Task data:
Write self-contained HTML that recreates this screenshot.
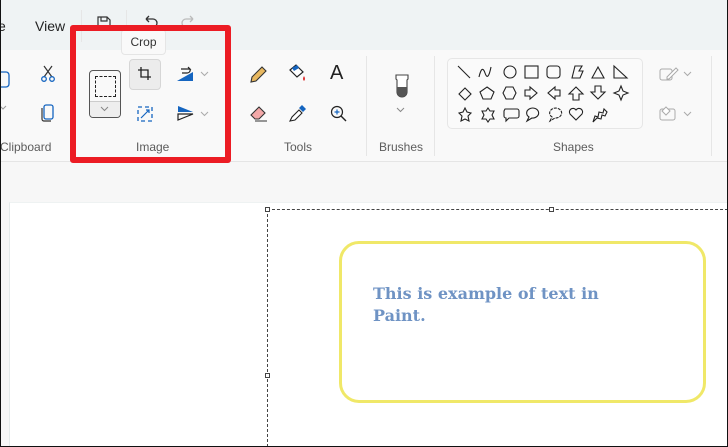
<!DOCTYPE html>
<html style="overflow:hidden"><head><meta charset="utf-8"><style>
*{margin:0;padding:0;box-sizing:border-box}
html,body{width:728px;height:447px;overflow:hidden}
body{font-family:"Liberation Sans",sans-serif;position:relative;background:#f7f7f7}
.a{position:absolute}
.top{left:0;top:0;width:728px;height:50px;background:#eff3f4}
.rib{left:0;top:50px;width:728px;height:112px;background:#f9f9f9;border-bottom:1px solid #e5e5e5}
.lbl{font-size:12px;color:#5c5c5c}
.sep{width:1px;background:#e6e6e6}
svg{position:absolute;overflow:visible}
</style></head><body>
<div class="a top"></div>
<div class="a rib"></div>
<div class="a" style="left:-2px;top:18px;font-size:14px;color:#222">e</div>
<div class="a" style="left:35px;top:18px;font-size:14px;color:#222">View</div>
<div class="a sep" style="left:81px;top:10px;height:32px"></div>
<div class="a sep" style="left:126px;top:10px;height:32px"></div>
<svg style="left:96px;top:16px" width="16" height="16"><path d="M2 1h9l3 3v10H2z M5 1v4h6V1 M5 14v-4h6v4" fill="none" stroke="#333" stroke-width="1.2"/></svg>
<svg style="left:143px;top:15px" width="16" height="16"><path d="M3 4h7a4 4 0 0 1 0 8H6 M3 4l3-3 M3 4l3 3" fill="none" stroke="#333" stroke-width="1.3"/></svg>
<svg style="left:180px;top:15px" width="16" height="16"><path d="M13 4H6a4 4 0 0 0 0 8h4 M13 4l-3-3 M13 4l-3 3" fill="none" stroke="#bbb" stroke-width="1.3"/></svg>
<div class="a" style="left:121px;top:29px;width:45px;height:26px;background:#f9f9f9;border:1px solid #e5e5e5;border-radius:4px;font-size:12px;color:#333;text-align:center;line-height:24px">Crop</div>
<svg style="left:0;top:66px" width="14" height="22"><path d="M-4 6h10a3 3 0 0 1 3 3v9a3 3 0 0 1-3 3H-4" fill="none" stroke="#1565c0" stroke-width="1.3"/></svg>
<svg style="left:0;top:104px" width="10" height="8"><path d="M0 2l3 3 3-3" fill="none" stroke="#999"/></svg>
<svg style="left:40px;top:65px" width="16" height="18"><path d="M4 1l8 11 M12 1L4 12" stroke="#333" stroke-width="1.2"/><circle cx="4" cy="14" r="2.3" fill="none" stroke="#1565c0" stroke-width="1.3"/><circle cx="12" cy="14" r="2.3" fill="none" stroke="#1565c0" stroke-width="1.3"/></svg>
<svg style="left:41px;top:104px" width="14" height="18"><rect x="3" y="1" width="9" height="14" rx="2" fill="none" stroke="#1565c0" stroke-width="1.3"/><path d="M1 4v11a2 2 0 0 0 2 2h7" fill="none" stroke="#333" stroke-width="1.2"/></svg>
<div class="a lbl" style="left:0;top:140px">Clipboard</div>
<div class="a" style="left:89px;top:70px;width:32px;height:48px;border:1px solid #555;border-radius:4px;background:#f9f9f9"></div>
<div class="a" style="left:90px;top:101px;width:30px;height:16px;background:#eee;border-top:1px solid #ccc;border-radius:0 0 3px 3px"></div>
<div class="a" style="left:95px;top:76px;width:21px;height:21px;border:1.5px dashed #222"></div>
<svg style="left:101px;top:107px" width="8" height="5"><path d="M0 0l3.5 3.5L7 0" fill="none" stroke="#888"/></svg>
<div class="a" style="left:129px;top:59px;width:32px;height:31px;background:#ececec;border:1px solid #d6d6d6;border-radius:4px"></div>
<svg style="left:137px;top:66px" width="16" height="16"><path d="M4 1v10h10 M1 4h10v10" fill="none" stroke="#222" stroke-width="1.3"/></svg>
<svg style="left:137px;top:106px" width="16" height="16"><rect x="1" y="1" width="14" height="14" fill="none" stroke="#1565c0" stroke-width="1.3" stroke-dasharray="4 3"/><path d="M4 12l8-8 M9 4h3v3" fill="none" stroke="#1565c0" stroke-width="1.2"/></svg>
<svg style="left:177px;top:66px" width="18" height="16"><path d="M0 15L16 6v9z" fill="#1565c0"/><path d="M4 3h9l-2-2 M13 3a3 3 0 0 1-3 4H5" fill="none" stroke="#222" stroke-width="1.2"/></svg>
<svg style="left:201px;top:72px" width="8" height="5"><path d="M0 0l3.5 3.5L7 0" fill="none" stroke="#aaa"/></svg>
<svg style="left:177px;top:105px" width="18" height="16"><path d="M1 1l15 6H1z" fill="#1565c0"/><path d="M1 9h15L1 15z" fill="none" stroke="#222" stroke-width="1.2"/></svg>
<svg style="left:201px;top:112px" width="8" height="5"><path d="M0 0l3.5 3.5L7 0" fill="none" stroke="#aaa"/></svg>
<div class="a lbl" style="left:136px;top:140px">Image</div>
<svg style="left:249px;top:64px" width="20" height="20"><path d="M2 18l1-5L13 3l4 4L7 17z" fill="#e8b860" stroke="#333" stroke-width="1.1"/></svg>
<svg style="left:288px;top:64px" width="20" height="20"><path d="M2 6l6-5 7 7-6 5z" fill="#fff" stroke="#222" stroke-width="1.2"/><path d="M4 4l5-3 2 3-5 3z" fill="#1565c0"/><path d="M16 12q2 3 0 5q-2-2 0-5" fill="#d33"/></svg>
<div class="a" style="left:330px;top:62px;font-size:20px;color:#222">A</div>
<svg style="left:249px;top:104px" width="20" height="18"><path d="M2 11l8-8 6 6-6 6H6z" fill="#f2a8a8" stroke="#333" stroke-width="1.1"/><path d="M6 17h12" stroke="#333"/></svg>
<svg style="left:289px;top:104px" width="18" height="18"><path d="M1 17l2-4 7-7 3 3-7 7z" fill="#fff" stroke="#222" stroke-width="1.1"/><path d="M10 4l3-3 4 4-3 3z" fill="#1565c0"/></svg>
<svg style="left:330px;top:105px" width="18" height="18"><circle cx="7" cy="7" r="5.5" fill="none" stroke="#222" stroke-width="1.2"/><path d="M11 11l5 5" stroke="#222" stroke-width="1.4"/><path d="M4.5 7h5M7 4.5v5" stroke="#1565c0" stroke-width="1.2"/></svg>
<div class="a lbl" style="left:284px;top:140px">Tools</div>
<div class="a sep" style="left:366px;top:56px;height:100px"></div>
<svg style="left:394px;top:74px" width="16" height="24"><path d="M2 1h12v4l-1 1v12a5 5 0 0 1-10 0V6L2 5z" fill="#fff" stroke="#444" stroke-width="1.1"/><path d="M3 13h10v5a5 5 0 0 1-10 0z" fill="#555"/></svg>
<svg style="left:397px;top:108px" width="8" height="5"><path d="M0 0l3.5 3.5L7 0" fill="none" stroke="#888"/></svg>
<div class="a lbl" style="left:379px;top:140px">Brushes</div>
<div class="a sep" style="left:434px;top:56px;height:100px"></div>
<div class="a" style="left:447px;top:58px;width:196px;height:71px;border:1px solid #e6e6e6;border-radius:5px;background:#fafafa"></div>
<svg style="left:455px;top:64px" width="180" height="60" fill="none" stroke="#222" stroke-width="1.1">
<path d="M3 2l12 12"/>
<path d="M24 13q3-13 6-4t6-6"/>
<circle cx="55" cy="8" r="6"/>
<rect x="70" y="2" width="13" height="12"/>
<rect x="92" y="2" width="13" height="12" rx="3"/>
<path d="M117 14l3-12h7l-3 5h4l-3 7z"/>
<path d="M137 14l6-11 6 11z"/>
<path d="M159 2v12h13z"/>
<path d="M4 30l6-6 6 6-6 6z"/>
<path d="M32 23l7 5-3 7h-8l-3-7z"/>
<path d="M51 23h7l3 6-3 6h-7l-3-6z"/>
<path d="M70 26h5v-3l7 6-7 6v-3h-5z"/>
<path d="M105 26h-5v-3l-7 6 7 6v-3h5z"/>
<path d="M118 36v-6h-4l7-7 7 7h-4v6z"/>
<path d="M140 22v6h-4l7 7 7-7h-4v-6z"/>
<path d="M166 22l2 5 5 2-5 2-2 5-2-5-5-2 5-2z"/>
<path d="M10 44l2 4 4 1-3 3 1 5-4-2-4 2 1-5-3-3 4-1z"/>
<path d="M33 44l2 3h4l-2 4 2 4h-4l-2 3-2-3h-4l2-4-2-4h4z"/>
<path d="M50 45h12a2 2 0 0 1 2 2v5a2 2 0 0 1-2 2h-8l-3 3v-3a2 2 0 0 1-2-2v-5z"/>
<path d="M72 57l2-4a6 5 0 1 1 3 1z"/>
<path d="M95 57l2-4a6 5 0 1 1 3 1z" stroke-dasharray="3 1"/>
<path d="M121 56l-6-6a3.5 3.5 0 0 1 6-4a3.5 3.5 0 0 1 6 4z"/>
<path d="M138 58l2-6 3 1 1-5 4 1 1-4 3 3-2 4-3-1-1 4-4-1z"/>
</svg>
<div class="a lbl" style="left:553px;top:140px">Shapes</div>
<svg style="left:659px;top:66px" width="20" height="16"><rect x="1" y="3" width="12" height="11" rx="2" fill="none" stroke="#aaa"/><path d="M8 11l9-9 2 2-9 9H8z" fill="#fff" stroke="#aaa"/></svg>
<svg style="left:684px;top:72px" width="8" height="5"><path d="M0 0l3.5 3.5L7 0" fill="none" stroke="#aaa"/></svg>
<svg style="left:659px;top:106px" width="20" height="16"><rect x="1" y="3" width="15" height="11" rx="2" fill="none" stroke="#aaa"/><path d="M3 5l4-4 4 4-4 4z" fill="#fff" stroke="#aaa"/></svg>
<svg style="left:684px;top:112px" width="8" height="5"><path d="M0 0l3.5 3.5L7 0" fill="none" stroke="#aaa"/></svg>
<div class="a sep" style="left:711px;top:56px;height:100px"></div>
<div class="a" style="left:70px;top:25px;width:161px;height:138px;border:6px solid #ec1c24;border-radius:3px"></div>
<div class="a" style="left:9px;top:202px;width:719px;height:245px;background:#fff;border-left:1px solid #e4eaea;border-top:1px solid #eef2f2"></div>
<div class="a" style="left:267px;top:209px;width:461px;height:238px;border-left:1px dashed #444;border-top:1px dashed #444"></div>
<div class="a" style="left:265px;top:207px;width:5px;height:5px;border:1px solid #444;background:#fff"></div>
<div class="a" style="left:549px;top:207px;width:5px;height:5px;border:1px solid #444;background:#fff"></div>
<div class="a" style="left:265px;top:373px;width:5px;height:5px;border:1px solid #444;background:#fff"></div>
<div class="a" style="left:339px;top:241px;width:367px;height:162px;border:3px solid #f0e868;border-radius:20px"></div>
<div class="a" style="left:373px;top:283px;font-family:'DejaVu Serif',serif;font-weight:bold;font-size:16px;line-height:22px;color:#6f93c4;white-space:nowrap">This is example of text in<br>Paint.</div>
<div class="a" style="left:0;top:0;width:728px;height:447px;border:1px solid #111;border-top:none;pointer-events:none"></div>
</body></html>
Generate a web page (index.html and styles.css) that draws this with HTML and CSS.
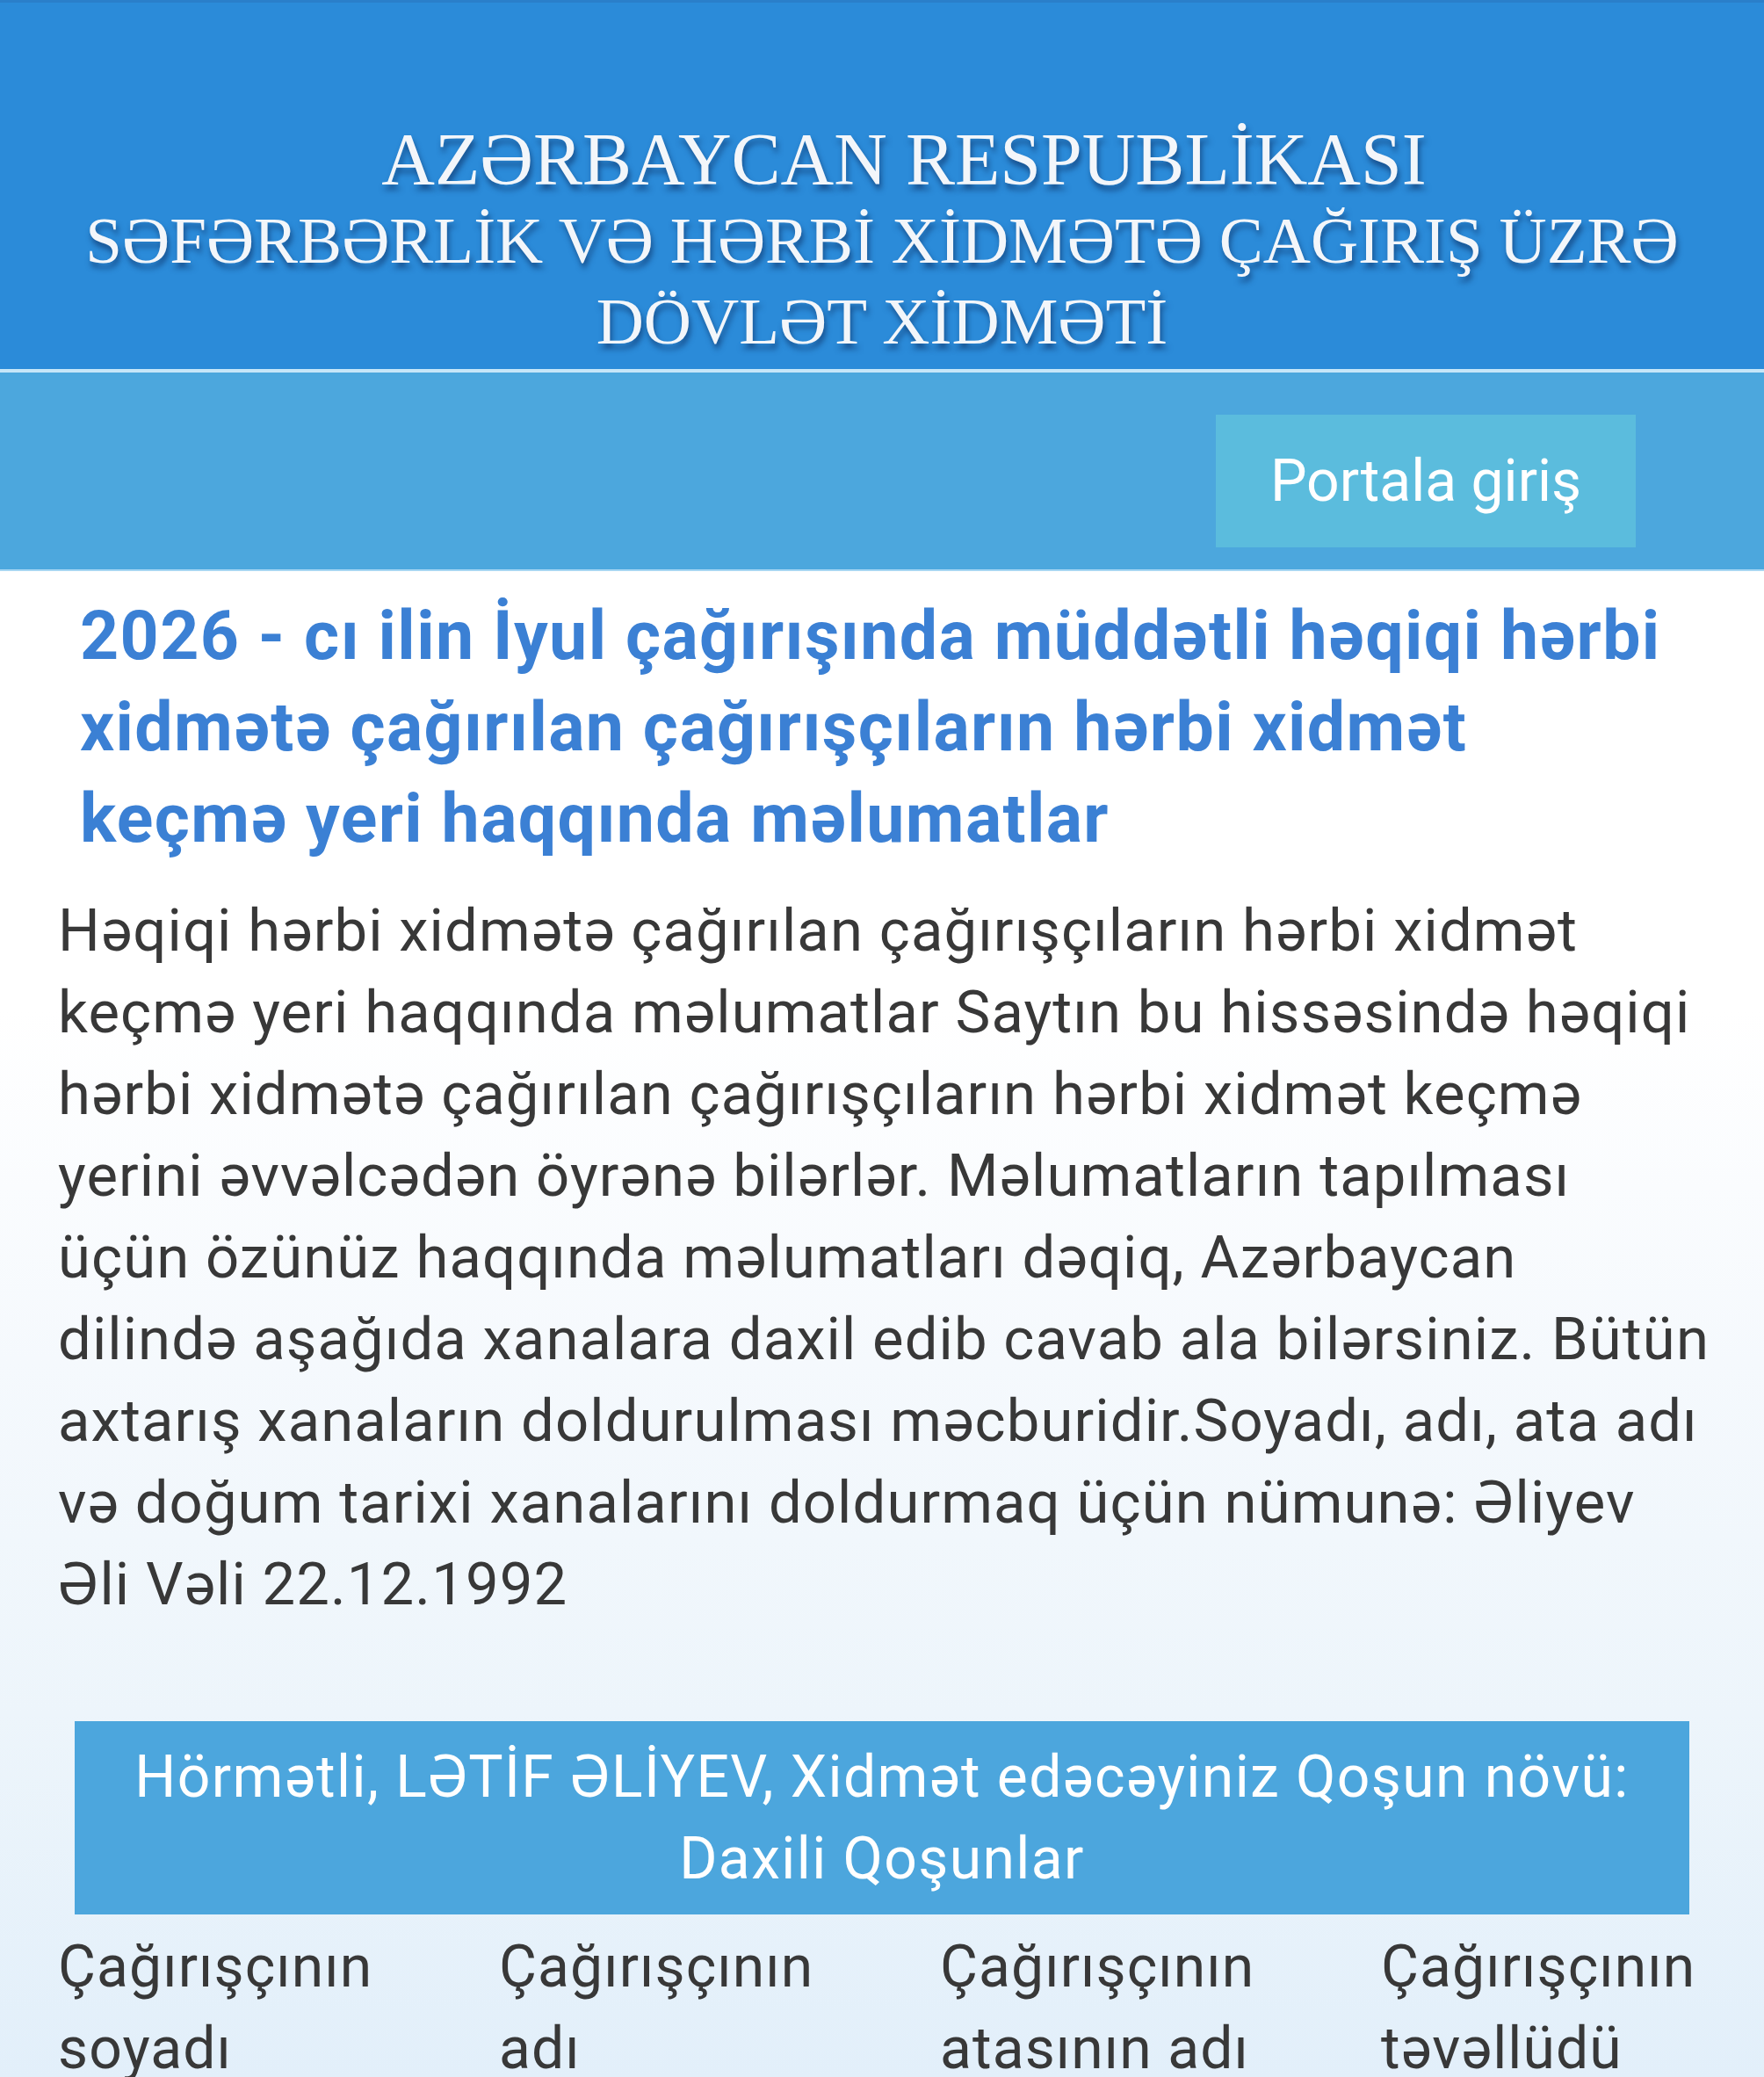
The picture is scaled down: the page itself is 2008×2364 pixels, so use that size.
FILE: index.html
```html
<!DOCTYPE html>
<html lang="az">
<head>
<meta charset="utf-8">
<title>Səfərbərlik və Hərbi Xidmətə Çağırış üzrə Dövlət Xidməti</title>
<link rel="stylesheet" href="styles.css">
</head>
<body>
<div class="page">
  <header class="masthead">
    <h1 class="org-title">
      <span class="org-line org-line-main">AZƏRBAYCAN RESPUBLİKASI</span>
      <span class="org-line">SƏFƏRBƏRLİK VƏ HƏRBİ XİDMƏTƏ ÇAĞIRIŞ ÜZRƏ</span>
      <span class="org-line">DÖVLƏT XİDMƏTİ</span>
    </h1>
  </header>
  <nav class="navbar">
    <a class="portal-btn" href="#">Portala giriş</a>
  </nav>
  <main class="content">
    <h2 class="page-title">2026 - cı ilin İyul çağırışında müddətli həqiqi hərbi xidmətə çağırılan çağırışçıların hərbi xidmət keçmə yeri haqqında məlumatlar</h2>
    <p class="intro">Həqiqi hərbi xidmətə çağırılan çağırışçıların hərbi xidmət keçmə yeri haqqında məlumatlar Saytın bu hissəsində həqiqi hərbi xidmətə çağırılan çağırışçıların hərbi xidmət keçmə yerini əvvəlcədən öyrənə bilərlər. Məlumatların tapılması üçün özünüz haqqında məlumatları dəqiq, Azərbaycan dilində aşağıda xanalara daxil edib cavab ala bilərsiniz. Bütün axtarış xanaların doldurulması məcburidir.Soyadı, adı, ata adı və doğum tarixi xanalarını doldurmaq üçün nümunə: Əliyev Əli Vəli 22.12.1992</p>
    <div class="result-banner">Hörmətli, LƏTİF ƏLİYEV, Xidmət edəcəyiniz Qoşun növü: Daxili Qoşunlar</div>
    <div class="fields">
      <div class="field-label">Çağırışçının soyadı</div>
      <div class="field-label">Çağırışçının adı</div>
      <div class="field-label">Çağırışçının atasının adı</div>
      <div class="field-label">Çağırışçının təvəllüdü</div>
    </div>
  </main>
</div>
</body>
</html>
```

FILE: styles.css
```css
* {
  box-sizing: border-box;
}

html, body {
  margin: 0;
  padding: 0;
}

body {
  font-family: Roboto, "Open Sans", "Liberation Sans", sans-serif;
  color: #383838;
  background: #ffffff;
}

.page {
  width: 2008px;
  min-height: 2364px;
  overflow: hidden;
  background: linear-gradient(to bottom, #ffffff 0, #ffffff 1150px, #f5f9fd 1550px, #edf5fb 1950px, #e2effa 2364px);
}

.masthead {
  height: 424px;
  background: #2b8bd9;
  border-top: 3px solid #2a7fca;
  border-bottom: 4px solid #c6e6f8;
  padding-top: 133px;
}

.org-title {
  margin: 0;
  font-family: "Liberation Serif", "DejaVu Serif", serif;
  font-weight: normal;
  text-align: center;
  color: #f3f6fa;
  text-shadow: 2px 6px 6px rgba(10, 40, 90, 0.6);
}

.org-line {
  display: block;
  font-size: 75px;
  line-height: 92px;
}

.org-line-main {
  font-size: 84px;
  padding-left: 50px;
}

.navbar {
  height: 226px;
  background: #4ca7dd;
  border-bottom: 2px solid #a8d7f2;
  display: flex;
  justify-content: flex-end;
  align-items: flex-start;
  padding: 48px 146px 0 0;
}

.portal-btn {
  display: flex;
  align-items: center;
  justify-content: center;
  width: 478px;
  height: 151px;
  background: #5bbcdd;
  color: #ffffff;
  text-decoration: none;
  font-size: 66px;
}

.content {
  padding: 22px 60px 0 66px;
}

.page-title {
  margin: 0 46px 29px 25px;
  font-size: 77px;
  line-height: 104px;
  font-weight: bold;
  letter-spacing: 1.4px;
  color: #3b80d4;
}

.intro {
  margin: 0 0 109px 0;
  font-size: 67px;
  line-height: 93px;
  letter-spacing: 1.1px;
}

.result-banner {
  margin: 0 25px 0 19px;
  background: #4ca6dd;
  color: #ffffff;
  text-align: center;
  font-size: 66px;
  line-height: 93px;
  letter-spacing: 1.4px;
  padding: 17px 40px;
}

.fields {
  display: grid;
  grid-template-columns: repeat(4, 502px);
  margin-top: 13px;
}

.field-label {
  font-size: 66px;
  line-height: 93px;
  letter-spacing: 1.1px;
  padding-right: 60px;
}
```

Objective: Which lines above contain the word "that"? Copy each of them.

Result:
Write self-contained HTML that recreates this screenshot.
Generate a web page (index.html and styles.css) that draws this with HTML and CSS.
The picture is scaled down: the page itself is 2008×2364 pixels, so use that size.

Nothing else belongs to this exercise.